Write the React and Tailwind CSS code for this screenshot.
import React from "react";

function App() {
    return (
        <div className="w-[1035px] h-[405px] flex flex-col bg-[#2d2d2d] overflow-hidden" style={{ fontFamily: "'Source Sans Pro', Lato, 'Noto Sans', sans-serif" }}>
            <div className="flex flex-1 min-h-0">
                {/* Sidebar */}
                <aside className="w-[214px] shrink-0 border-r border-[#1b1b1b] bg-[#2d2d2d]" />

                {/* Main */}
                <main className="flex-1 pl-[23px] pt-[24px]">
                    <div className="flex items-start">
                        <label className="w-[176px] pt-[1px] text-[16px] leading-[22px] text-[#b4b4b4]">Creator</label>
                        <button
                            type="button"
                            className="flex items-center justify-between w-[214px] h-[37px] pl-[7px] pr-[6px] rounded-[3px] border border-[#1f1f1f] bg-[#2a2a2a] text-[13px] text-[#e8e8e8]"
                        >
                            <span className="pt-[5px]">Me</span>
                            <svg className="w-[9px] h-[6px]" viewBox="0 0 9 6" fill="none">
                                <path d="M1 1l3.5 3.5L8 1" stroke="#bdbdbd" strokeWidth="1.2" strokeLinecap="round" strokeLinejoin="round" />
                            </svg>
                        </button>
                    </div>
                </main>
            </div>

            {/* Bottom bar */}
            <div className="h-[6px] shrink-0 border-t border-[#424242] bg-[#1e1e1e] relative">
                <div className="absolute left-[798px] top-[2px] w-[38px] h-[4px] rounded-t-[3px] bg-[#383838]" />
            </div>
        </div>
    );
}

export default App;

-----

### Requirement
Return all of the data exactly as it reads.

### Correct answer
Write the React and Tailwind CSS code for this screenshot.
import React from "react";

function App() {
    return (
        <div className="w-[1035px] h-[405px] flex flex-col bg-[#2d2d2d] overflow-hidden" style={{ fontFamily: "'Source Sans Pro', Lato, 'Noto Sans', sans-serif" }}>
            <div className="flex flex-1 min-h-0">
                {/* Sidebar */}
                <aside className="w-[214px] shrink-0 border-r border-[#1b1b1b] bg-[#2d2d2d]" />

                {/* Main */}
                <main className="flex-1 pl-[23px] pt-[24px]">
                    <div className="flex items-start">
                        <label className="w-[176px] pt-[1px] text-[16px] leading-[22px] text-[#b4b4b4]">Creator</label>
                        <button
                            type="button"
                            className="flex items-center justify-between w-[214px] h-[37px] pl-[7px] pr-[6px] rounded-[3px] border border-[#1f1f1f] bg-[#2a2a2a] text-[13px] text-[#e8e8e8]"
                        >
                            <span className="pt-[5px]">Me</span>
                            <svg className="w-[9px] h-[6px]" viewBox="0 0 9 6" fill="none">
                                <path d="M1 1l3.5 3.5L8 1" stroke="#bdbdbd" strokeWidth="1.2" strokeLinecap="round" strokeLinejoin="round" />
                            </svg>
                        </button>
                    </div>
                </main>
            </div>

            {/* Bottom bar */}
            <div className="h-[6px] shrink-0 border-t border-[#424242] bg-[#1e1e1e] relative">
                <div className="absolute left-[798px] top-[2px] w-[38px] h-[4px] rounded-t-[3px] bg-[#383838]" />
            </div>
        </div>
    );
}

export default App;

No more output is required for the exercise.